It has become clear that the District of Muskoka doesn’t have the guts to stand up to developers and demand higher development charges in order to tackle our escalating debt load.
Despite a previous promise to pay down Muskoka’s soaring liabilities, councillors have passed on the opportunity to significantly up development charges and alleviate the financial burden currently being experienced by those using municipal services.
It seems the interests of taxpayers have taken a back seat to the interests of developers.
While it is true that increasing development charges by the recommended 900 per cent could drive away business, councillors did have other options. They could have upped the charges incrementally over the next several years, raising the kind of revenue Muskoka needs to pay for growth without threatening new investments in our communities.
Raising development charges by only 10 per cent means residents will continue to be saddled with the lion’s share of Muskoka’s $100-million debt. It means that we, the existing taxpayers, will continue to subsidize new growth not only for future homeowners, but also for new businesses and corporations, some of whom have multimillion-dollar budgets.
Not only is this grossly unfair, it demonstrates, once again, just what poor stewards our councillors have been when it comes to managing the public purse.
The reality is that Muskoka’s financial situation is almost no better now than it was this spring, when councillors pledged to take the bull by the horns and balance the budget.
Many said they were prepared to swallow the “bitter pill” of high development charges in order to address the situation.
But months later, we still have no significant source of revenue to pay down the debt.

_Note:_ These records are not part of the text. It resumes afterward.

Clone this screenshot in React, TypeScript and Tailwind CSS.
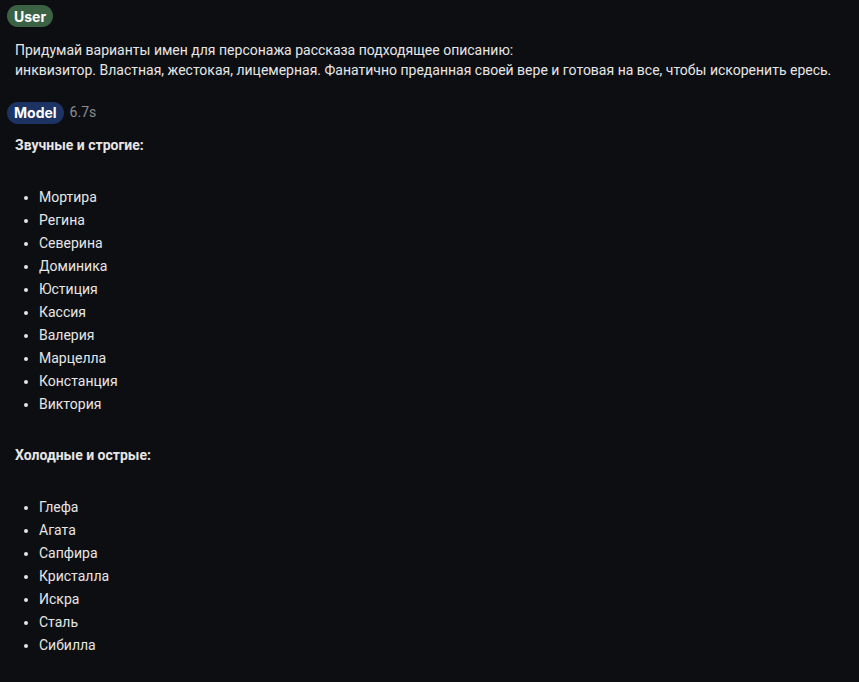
const strict = ["Мортира", "Регина", "Северина", "Доминика", "Юстиция", "Кассия", "Валерия", "Марцелла", "Констанция", "Виктория"];
const cold = ["Глефа", "Агата", "Сапфира", "Кристалла", "Искра", "Сталь", "Сибилла"];

function Badge({ label, color }: { label: string; color: string }) {
  return (
    <span
      className={`inline-flex h-[22px] items-center rounded-full px-[7px] text-[14px] font-bold text-white ${color}`}
      style={{ fontFamily: "Inter, Roboto, sans-serif" }}
    >
      {label}
    </span>
  );
}

function NameList({ names }: { names: string[] }) {
  return (
    <ul className="mt-[29px] list-disc pl-[39px] marker:text-[#e4e4e4]">
      {names.map((n) => (
        <li key={n} className="h-[23px] leading-[23px] pl-0">
          {n}
        </li>
      ))}
    </ul>
  );
}

export default function App() {
  return (
    <div className="min-h-[682px] w-full bg-[#0d0e12] text-[14px] text-[#e6e6e6]" style={{ fontFamily: "Roboto, 'Noto Sans', sans-serif" }}>
      <div className="px-[7px] pt-[5px]">
        <Badge label="User" color="bg-[#3b6343]" />
      </div>
      <div className="px-[15px] pt-[12px] leading-[20px]">
        <p>Придумай варианты имен для персонажа рассказа подходящее описанию:</p>
        <p>инквизитор. Властная, жестокая, лицемерная. Фанатично преданная своей вере и готовая на все, чтобы искоренить ересь.</p>
      </div>
      <div className="flex items-center gap-[6px] px-[7px] pt-[22px]">
        <Badge label="Model" color="bg-[#1c3363]" />
        <span className="text-[#8b8d93]">6.7s</span>
      </div>
      <div className="pt-[10px]">
        <p className="px-[15px] font-bold leading-[23px]">Звучные и строгие:</p>
        <NameList names={strict} />
        <p className="mt-[28px] px-[15px] font-bold leading-[23px]">Холодные и острые:</p>
        <NameList names={cold} />
      </div>
    </div>
  );
}
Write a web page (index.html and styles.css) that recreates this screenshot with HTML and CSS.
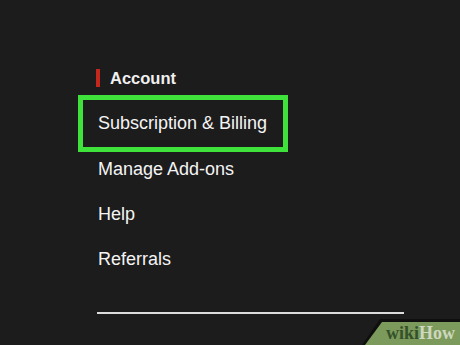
FILE: index.html
```html
<!DOCTYPE html>
<html>
<head>
<meta charset="utf-8">
<link rel="stylesheet" href="styles.css">
</head>
<body>
<div class="page">
  <div class="menu">
    <div class="heading"><span class="bar"></span><span class="heading-text">Account</span></div>
    <div class="selected">Subscription &amp; Billing</div>
    <ul class="items">
      <li>Manage Add-ons</li>
      <li>Help</li>
      <li>Referrals</li>
    </ul>
    <div class="rule"></div>
  </div>
  <div class="badge-shadow"></div>
  <div class="badge"><span class="wiki">wiki</span><span class="how">How</span></div>
</div>
</body>
</html>
```

FILE: styles.css
```css
html, body {
  margin: 0;
  padding: 0;
  background: #1c1c1c;
}
.page {
  position: relative;
  width: 460px;
  height: 345px;
  overflow: hidden;
  background: #1c1c1c;
  font-family: "Liberation Sans", Arial, sans-serif;
  color: #f4f4f4;
}
.menu {
  padding: 69px 0 0 78px;
  display: flex;
  flex-direction: column;
}
.heading {
  display: flex;
  align-items: center;
  gap: 10px;
  margin-left: 18px;
  height: 18px;
}
.bar {
  width: 4px;
  height: 18px;
  background: #c4281c;
}
.heading-text {
  font-weight: bold;
  font-size: 16.5px;
  line-height: 18px;
  color: #f0f0f0;
}
.selected {
  margin-top: 8px;
  width: 210px;
  height: 57px;
  box-sizing: border-box;
  border: 5px solid #3fe23b;
  padding: 0 15px;
  font-size: 18px;
  line-height: 47px;
  white-space: nowrap;
}
.items {
  list-style: none;
  margin: 0;
  padding: 5px 0 0 20px;
  display: flex;
  flex-direction: column;
  gap: 21px;
  font-size: 18px;
  line-height: 24px;
}
.rule {
  margin-top: 41px;
  margin-left: 19px;
  width: 307px;
  height: 2px;
  background: #dcdcdc;
}
.badge-shadow {
  position: absolute;
  left: 362px;
  top: 319px;
  width: 98px;
  height: 26px;
  background: #0f0f0f;
  clip-path: polygon(18px 0, 100% 0, 100% 100%, 0 100%);
}
.badge {
  position: absolute;
  left: 365px;
  top: 322px;
  width: 95px;
  height: 23px;
  background: #7c9a5b;
  clip-path: polygon(17px 0, 100% 0, 100% 100%, 0 100%);
  box-sizing: border-box;
  padding-left: 21px;
  font-family: "Liberation Serif", "Times New Roman", serif;
  font-weight: bold;
  font-size: 18px;
  line-height: 23px;
  white-space: nowrap;
}
.wiki {
  color: #34512a;
}
.how {
  color: #cdd8bf;
}
```
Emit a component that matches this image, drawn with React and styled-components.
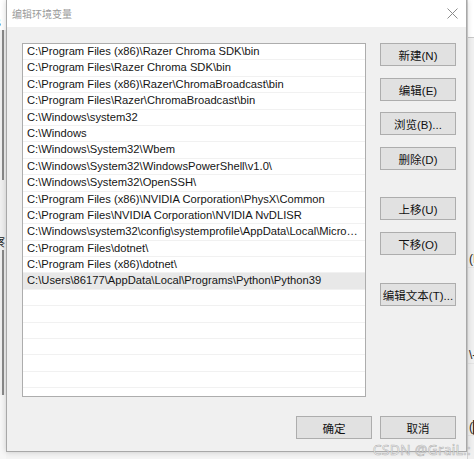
import React from "react";
import styled, { createGlobalStyle } from "styled-components";

const paths = [
  "C:\\Program Files (x86)\\Razer Chroma SDK\\bin",
  "C:\\Program Files\\Razer Chroma SDK\\bin",
  "C:\\Program Files (x86)\\Razer\\ChromaBroadcast\\bin",
  "C:\\Program Files\\Razer\\ChromaBroadcast\\bin",
  "C:\\Windows\\system32",
  "C:\\Windows",
  "C:\\Windows\\System32\\Wbem",
  "C:\\Windows\\System32\\WindowsPowerShell\\v1.0\\",
  "C:\\Windows\\System32\\OpenSSH\\",
  "C:\\Program Files (x86)\\NVIDIA Corporation\\PhysX\\Common",
  "C:\\Program Files\\NVIDIA Corporation\\NVIDIA NvDLISR",
  "C:\\Windows\\system32\\config\\systemprofile\\AppData\\Local\\Microsoft\\WindowsApps",
  "C:\\Program Files\\dotnet\\",
  "C:\\Program Files (x86)\\dotnet\\",
  "C:\\Users\\86177\\AppData\\Local\\Programs\\Python\\Python39",
];

const EMPTY_ROWS = 7;
const SELECTED = 14;

const sideButtons = [
  { label: "新建(N)", top: 0 },
  { label: "编辑(E)", top: 12 },
  { label: "浏览(B)...", top: 11 },
  { label: "删除(D)", top: 12 },
  { label: "上移(U)", top: 27 },
  { label: "下移(O)", top: 12 },
  { label: "编辑文本(T)...", top: 28 },
];

const GlobalStyle = createGlobalStyle`
  html, body {
    margin: 0;
    padding: 0;
    background: #f7f7f7;
  }
  body {
    font-family: "Segoe UI", "Liberation Sans", "Noto Sans CJK SC", sans-serif;
    font-size: 12px;
  }
`;

const Desktop = styled.div`
  position: relative;
  width: 474px;
  height: 459px;
  display: flex;
  overflow: hidden;
  background: #f4f4f4;
`;

/* strips of the window lying behind the dialog */
const BackLeft = styled.div`
  width: 6px;
  flex: none;
  display: flex;
  flex-direction: column;
  background: #f0f0f0;
`;

const BackChar = styled.div`
  height: ${(p) => p.$h}px;
  margin-left: -7px;
  display: flex;
  align-items: flex-end;
  font-family: "Noto Sans CJK SC", sans-serif;
  font-size: 12px;
  line-height: 16px;
  color: #222;
  background: ${(p) => p.$bg || "transparent"};
`;

const BackEdge = styled.div`
  height: ${(p) => p.$h}px;
  margin-left: 2px;
  border-left: 2px solid ${(p) => p.$c || "#8a8a8a"};
`;

const BackRight = styled.div`
  flex: 1;
  display: flex;
  flex-direction: column;
  background: #f0f0f0;
  border-left: 1px solid #d4d4d4;
`;

const BackLine = styled.div`
  height: ${(p) => p.$h}px;
  flex: none;
  box-sizing: border-box;
  display: flex;
  align-items: flex-end;
  border-bottom: 1px solid ${(p) => p.$c || "#c8c8c8"};
  background: ${(p) => p.$bg || "transparent"};
  font-size: 12px;
  line-height: 16px;
  color: #222;
  padding-left: 1px;
  white-space: nowrap;
`;

const Window = styled.div`
  width: 461px;
  height: 452px;
  flex: none;
  box-sizing: border-box;
  border: 1px solid #a8a8a8;
  border-top: none;
  background: #f0f0f0;
  display: flex;
  flex-direction: column;
  box-shadow: 0 0 6px rgba(0, 0, 0, 0.18);
  z-index: 1;
`;

const TitleBar = styled.div`
  height: 27px;
  flex: none;
  background: #ffffff;
  display: flex;
  align-items: center;
  justify-content: space-between;
  padding: 0 8px 0 5px;
`;

const Title = styled.span`
  font-family: "Noto Sans CJK SC", sans-serif;
  font-size: 10px;
  color: #9a9a9a;
`;

const Body = styled.div`
  flex: 1;
  display: grid;
  grid-template-columns: 344px 76px;
  grid-template-rows: 354px auto;
  column-gap: 14px;
  padding: 16px 10px 0 15px;
`;

const List = styled.div`
  box-sizing: border-box;
  border: 1px solid #adadad;
  background: #ffffff;
  overflow: hidden;
  display: flex;
  flex-direction: column;
`;

const Row = styled.div`
  height: 16.4px;
  flex: none;
  box-sizing: border-box;
  padding: 0 4px 0 4px;
  border-bottom: 1px solid #f1f1f1;
  background: ${(p) => (p.$selected ? "#e8e8e8" : "#ffffff")};
  color: #151515;
  font-family: "Segoe UI", "Liberation Sans", sans-serif;
  font-size: 11.2px;
  line-height: 15.4px;
  white-space: nowrap;
  overflow: hidden;
  text-overflow: ellipsis;
`;

const Side = styled.div`
  display: flex;
  flex-direction: column;
`;

const Button = styled.div`
  width: 76px;
  height: 23px;
  flex: none;
  box-sizing: border-box;
  margin-top: ${(p) => p.$top || 0}px;
  border: 1px solid #adadad;
  background: #e1e1e1;
  display: flex;
  align-items: center;
  justify-content: center;
  font-family: "Liberation Sans", "Noto Sans CJK SC", sans-serif;
  font-size: 11.5px;
  color: #111;
  white-space: nowrap;
`;

const Footer = styled.div`
  grid-column: 1 / 3;
  display: flex;
  justify-content: flex-end;
  gap: 8px;
  margin-top: 19px;
`;

const Watermark = styled.div`
  position: absolute;
  right: 3px;
  bottom: 0;
  z-index: 2;
  font-family: "Noto Sans", sans-serif;
  font-size: 14px;
  letter-spacing: 0.2px;
  color: rgba(255, 255, 255, 0.8);
  -webkit-text-stroke: 0.6px rgba(120, 120, 120, 0.55);
  white-space: nowrap;
`;

const CloseIcon = () => (
  <svg width="11" height="11" viewBox="0 0 11 11">
    <path d="M0.5 0.5 L10.5 10.5 M10.5 0.5 L0.5 10.5" stroke="#8c8c8c" strokeWidth="1" />
  </svg>
);

export default function App() {
  return (
    <>
      <GlobalStyle />
      <Desktop>
        <BackLeft>
          <BackChar $h={30} $bg="#ffffff">B</BackChar>
          <BackEdge $h={150} />
          <BackChar $h={70}>察</BackChar>
          <BackEdge $h={145} />
          <BackChar $h={64} $bg="#f7f7f7" />
        </BackLeft>
        <Window>
          <TitleBar>
            <Title>编辑环境变量</Title>
            <CloseIcon />
          </TitleBar>
          <Body>
            <List>
              {paths.map((p, i) => (
                <Row key={p} $selected={i === SELECTED}>
                  {p}
                </Row>
              ))}
              {Array.from({ length: EMPTY_ROWS }, (_, i) => (
                <Row key={"empty" + i} />
              ))}
            </List>
            <Side>
              {sideButtons.map((b) => (
                <Button key={b.label} $top={b.top}>
                  {b.label}
                </Button>
              ))}
            </Side>
            <Footer>
              <Button>确定</Button>
              <Button>取消</Button>
            </Footer>
          </Body>
        </Window>
        <BackRight>
          <BackLine $h={38} $bg="#ffffff" />
          <BackLine $h={230} $c="#e4e4e4">(D</BackLine>
          <BackLine $h={96} $c="#e4e4e4">\-</BackLine>
          <BackLine $h={72} $c="#e4e4e4">(▌</BackLine>
        </BackRight>
        <Watermark>CSDN @GraiL.:</Watermark>
      </Desktop>
    </>
  );
}
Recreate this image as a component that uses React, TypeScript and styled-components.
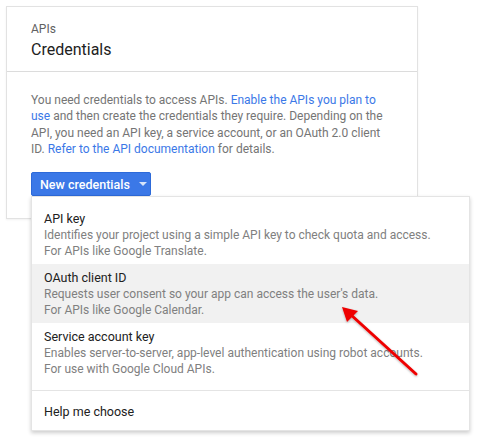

Instead, we have an upper-tier municipality that plans to spend upwards of $130 million over the next five years, with no strategy to raise just under half of that amount.
Sound familiar?
It has become abundantly clear that our councillors either do not know how to manage our money, or do not care enough to even attempt to do so.
The responsibility we have entrusted to them has obviously been too difficult to handle. The sad reality is that in the end, we all will pay a very high price for their poor stewardship.